Lessons from the crash in high-risk investments

After some tough weeks, the stock market rebounded last week in a powerful rally that saw U.S. stocks post their best week since November 2020.

While we have no way of knowing whether this is the start of a sustained recovery or just a pause in a longer correction, there are some valuable lessons we can draw from recent market action.

First, we see once again just how quickly things can turn around. After a seven-week losing streak that brought the S&P 500 briefly into bear market territory when it fell below 20%, the U.S. index rallied 6%[i] last week.

Again, we don’t know what the future holds, but this was another example of how fast new information and/or changing investor perceptions can cause a reversal in the market.

Second, this year’s correction has confirmed that building wealth is not about hitting home runs. It’s about avoiding big mistakes.

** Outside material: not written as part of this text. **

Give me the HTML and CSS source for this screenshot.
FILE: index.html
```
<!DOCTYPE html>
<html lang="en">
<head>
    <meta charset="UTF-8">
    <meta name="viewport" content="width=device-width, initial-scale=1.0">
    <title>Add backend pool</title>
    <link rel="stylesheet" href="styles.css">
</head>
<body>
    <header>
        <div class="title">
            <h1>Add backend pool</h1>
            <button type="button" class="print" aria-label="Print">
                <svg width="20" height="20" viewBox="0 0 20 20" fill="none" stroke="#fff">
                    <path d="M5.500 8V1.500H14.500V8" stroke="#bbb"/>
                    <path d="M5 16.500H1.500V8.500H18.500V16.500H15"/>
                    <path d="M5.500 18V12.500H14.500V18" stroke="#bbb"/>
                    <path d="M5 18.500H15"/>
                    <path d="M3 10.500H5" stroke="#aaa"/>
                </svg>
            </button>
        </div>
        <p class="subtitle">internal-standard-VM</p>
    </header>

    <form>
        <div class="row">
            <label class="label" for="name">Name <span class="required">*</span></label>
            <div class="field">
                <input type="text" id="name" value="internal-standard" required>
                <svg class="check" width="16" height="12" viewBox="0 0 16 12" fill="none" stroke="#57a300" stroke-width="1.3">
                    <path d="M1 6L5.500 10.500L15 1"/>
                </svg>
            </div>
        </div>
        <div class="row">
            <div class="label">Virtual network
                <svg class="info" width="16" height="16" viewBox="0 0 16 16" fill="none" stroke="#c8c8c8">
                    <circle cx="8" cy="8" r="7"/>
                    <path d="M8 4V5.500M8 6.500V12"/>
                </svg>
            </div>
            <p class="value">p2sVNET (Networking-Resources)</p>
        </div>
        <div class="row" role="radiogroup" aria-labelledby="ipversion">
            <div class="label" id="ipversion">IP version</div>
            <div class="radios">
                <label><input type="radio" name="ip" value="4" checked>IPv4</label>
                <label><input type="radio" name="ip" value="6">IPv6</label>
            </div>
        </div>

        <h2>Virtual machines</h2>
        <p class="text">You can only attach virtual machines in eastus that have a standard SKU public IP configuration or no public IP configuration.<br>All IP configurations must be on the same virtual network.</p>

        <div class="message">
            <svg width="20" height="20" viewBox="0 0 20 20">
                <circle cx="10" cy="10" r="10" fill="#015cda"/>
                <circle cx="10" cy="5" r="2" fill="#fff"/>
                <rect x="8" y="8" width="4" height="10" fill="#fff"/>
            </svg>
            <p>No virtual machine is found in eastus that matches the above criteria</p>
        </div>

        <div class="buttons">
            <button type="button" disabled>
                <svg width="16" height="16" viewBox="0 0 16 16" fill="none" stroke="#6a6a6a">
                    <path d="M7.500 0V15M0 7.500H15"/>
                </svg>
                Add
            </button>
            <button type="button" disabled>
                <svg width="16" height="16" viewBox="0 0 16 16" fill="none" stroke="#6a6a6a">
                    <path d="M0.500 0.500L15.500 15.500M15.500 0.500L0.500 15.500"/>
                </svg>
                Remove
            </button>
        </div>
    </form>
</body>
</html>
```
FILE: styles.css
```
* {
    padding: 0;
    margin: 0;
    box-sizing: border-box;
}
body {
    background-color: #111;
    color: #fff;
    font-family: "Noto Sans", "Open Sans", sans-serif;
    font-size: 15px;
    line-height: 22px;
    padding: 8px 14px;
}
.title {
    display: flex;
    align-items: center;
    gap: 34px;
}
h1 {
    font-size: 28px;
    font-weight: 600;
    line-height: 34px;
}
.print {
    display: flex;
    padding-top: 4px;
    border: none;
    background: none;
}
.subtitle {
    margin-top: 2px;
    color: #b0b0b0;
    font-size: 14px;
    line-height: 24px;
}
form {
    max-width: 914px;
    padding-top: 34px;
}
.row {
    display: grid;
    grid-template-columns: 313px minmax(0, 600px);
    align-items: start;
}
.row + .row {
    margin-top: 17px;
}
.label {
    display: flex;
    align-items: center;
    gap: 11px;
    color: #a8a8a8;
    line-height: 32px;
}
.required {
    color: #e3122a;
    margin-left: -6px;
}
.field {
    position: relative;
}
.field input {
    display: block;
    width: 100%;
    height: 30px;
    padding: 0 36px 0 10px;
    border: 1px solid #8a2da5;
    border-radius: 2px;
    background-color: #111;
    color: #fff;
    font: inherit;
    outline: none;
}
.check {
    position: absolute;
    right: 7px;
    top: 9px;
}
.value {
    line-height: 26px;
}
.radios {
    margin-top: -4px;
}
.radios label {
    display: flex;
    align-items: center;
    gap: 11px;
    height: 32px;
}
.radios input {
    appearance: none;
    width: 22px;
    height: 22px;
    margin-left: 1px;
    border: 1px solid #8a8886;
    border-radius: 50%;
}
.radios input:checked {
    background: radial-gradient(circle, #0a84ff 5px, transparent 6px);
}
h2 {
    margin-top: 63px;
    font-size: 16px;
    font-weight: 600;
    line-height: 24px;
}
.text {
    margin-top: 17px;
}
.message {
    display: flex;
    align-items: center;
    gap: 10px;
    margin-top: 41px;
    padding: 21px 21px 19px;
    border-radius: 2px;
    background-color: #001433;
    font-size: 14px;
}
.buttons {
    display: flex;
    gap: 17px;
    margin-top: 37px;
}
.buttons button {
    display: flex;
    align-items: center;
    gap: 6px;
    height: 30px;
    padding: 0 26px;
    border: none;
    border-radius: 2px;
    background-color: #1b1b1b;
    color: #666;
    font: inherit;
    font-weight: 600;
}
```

The pain of losses in both the stock and bond markets this year has been real for long-term investors, but it pales in comparison to what’s happened in the most speculative corners of the financial markets.  

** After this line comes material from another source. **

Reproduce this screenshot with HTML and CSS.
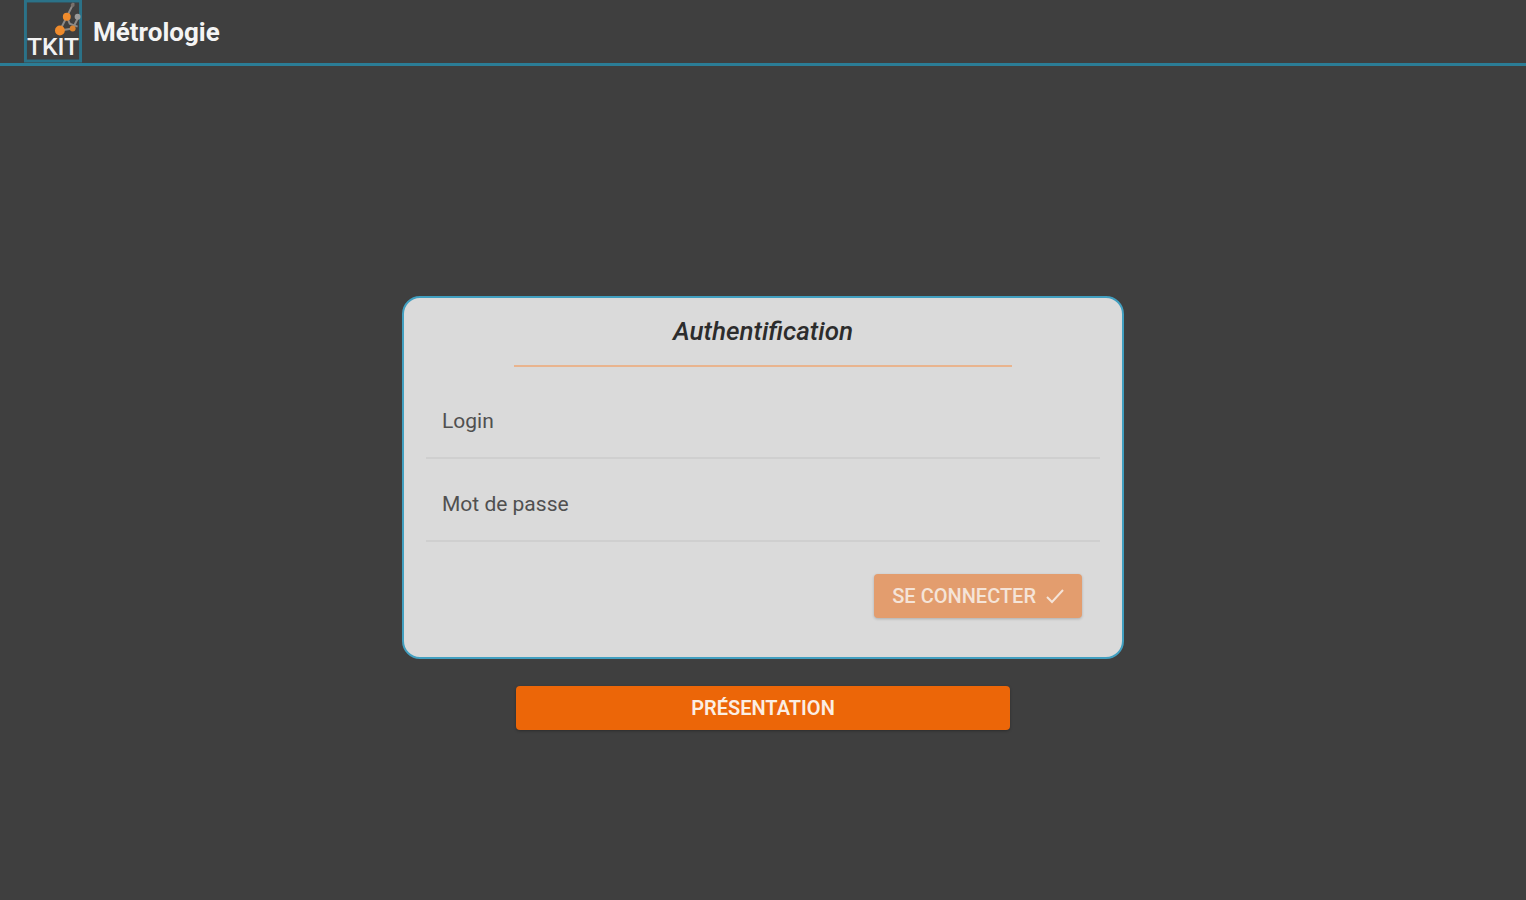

Formerly hot markets for assets such as crypto-currencies, special purpose acquisition companies (SPACs) and tech stocks have all seen devastating crashes this year.

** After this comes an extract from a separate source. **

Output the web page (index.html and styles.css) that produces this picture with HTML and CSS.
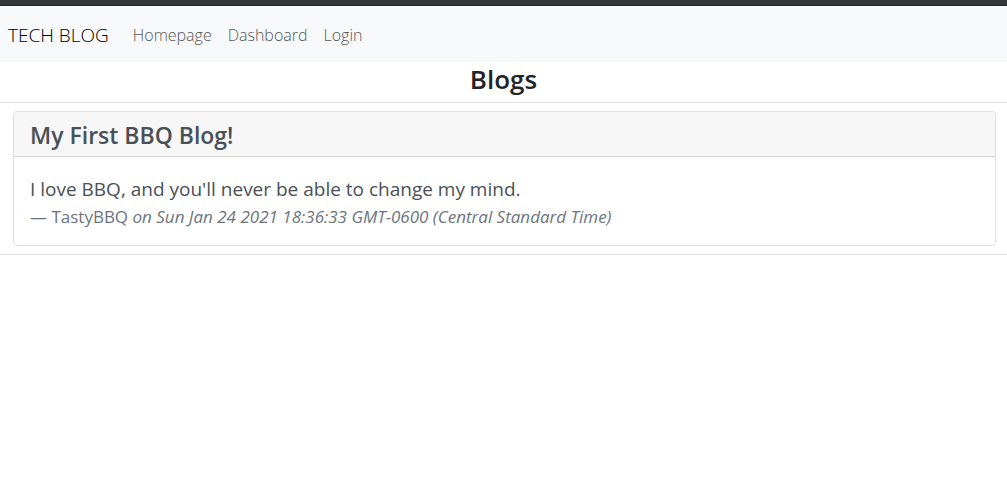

Many investors piled into these kinds of investments during the pandemic, encouraged by rock-bottom interest rates, media hype and apps that allow commission-free trading with the push of a cellphone button.

This year has been particularly disastrous for crypto investors. Bitcoin has lost more than half its value from its peak in November – a crash that featured a market panic when a number of so-called “stablecoins” broke their peg to the U.S. dollar. And it hasn’t been just Bitcoin – the value of all cryptocurrencies stood at $1.3 trillion last week, down from $3 trillion in November, according to Reuters.

Among the hopes for Bitcoin that have been dashed by this downturn is the idea that it’s a good hedge against inflation.

SPACs are another formerly high-flying market that’s come crashing back to earth. A SPAC is what’s known as a blank-cheque company. Investors buy shares in an IPO and then the sponsors of the SPAC go out and find a company to buy with the cash they’ve raised.

The market for new SPACs has dried up, and high fees and heavy share dilution have taken a heavy toll on the companies that had already emerged from SPACs.

According to this article, “the more than 300 companies that have gone public via SPAC mergers since the start of 2018 have averaged a loss of about 33% from the IPO price, versus an average loss of 2% for the 1,000 other companies that chose to go public through a traditional IPO as of mid-April, according to Renaissance Capital, which tracks IPOs.” Those disastrous results compare to a more than 50% gain for the S&P 500 during the same period.

The picture has also been grim in the world of tech. The same combination of worries that have hit the wider market – high inflation, rising interest rates and geopolitical uncertainty – has been much harder on the market fortunes of all things tech from the largest companies to start-ups to venture capital funds. The tech decline has been encapsulated by the 22%[ii] drop in the tech-heavy NASDAQ index.

The last few months have not been easy, but they’ve been a whole lot better for those investors who have stuck with patience and discipline to a broadly diversified portfolio as part of a long-term financial plan.

The markets have once again passed judgment on high-risk, speculative investments made at a time of high investor exuberance. The verdict? It’s no way to build your wealth.